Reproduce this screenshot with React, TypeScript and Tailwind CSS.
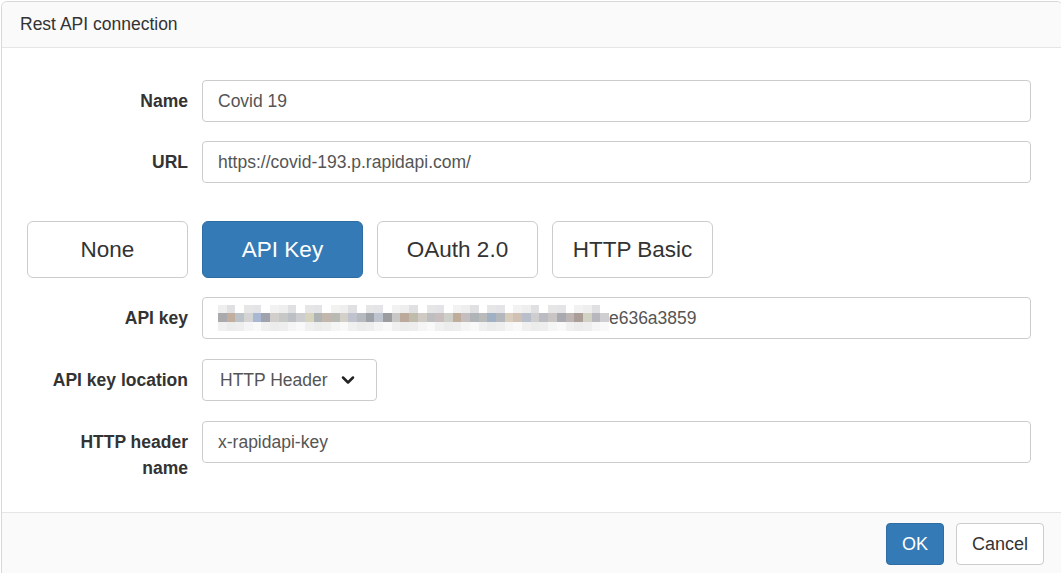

...

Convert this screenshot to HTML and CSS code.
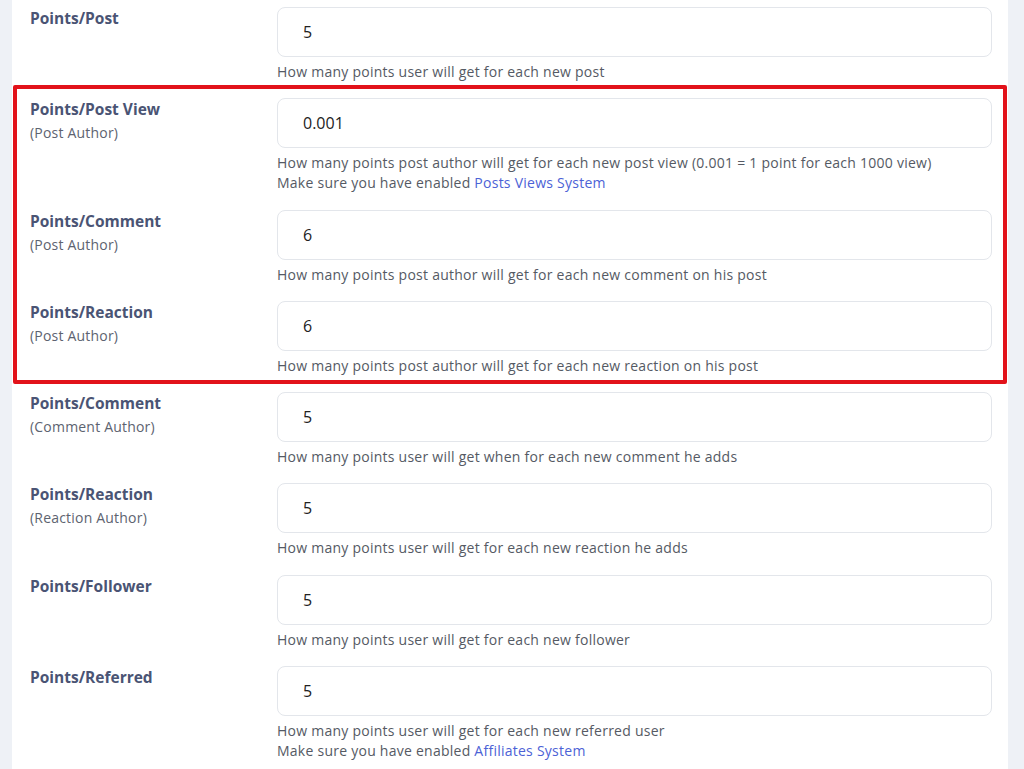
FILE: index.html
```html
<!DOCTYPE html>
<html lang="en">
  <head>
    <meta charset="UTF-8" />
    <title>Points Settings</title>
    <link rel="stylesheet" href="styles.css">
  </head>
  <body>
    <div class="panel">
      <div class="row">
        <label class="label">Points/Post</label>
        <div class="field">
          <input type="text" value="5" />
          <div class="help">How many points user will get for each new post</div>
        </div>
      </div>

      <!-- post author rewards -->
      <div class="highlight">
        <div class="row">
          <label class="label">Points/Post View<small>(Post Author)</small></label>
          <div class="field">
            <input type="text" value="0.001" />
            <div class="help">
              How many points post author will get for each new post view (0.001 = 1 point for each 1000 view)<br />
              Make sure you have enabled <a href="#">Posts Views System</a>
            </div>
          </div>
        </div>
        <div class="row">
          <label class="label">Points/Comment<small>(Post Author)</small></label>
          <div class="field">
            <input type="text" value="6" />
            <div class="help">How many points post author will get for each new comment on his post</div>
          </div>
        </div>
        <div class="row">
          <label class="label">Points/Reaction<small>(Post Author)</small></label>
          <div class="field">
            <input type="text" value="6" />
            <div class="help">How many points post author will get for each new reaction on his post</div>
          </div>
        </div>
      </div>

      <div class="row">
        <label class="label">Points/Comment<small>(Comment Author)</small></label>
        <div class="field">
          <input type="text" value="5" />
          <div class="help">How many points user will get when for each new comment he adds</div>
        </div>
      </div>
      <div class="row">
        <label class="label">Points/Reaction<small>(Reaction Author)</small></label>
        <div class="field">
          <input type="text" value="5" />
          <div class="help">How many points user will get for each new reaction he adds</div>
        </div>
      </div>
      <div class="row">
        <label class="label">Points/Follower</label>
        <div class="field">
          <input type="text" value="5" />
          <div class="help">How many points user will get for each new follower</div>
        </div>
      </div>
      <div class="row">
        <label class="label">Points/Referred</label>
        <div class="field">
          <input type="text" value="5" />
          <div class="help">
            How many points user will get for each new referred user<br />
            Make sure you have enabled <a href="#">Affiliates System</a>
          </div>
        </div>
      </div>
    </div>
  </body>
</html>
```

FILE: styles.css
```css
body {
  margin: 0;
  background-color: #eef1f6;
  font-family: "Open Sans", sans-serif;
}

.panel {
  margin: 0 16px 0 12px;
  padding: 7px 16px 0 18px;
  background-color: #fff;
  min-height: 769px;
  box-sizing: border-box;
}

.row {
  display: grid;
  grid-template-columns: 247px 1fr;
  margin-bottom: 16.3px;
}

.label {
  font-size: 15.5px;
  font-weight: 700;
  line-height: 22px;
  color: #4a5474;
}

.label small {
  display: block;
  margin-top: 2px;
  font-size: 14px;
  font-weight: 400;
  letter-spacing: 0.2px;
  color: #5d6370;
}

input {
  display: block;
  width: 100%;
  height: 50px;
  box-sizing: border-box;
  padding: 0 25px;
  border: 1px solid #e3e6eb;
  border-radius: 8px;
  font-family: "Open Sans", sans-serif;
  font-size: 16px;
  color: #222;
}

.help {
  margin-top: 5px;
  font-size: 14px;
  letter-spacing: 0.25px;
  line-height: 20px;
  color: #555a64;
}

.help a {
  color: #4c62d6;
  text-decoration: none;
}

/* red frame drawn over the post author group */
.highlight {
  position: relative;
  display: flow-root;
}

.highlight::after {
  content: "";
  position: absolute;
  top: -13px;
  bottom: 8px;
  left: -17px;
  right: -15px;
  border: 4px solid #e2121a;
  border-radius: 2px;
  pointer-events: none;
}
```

- **Goal**:
Find every line in the records that contains the word "this"; copy those lines.

- **Exercise result**:
Reproduce this screenshot with React, TypeScript and Tailwind CSS.
Convert this screenshot to HTML and CSS code.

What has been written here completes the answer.